##### Information given #####

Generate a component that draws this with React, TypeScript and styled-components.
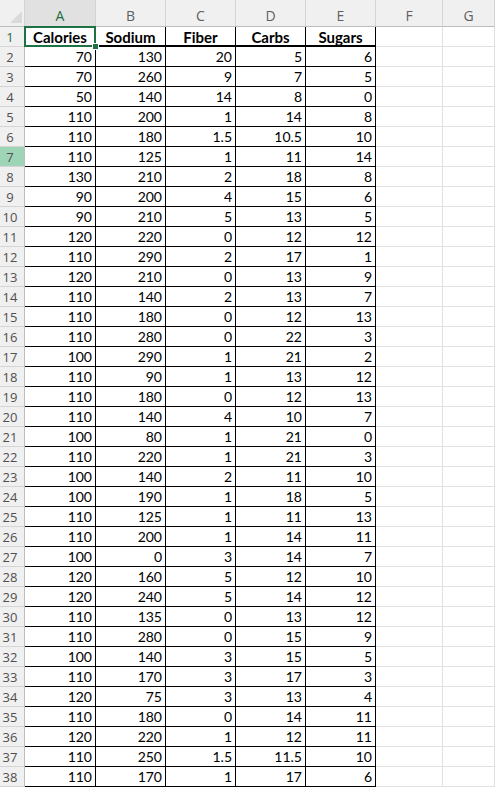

#####
##### Information given #####

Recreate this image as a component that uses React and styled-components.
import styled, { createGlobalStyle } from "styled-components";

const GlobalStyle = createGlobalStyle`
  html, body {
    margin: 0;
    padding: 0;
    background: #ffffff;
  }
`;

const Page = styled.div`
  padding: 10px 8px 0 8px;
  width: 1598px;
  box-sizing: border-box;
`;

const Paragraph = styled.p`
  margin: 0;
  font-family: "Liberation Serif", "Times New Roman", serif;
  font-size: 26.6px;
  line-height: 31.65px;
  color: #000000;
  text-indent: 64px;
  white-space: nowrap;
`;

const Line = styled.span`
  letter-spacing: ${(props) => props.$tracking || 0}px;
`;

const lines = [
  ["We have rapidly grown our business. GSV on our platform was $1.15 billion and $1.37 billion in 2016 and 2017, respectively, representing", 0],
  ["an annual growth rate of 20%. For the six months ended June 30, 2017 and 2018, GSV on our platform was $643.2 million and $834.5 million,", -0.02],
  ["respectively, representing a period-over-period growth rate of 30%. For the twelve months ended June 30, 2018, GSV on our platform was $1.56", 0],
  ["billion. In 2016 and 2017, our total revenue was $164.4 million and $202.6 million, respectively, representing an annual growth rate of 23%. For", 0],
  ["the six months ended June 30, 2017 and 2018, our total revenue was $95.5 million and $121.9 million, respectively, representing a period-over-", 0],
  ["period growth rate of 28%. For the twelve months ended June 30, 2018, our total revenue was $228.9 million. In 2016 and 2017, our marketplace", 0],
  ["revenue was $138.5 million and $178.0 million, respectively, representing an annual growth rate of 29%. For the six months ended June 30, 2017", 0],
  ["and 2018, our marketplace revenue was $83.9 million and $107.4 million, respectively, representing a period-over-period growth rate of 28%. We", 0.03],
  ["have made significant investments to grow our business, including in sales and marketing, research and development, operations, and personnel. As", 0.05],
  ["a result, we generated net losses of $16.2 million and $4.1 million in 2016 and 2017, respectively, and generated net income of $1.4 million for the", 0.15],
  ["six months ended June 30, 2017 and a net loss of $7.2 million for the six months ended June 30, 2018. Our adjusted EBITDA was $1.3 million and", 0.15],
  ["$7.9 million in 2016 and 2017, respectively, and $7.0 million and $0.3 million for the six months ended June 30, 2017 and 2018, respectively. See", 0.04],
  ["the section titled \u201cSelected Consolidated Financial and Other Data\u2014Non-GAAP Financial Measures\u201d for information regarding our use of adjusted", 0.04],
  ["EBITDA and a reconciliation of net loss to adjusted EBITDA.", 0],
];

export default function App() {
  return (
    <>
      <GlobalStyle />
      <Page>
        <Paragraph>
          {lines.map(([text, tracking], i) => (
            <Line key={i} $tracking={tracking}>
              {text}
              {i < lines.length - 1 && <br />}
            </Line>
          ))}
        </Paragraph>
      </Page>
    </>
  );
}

#####

### Task objective
Copy and report every line where the word "components" is present.

### Written answer
Generate a component that draws this with React, TypeScript and styled-components.
Recreate this image as a component that uses React and styled-components.
import styled, { createGlobalStyle } from "styled-components";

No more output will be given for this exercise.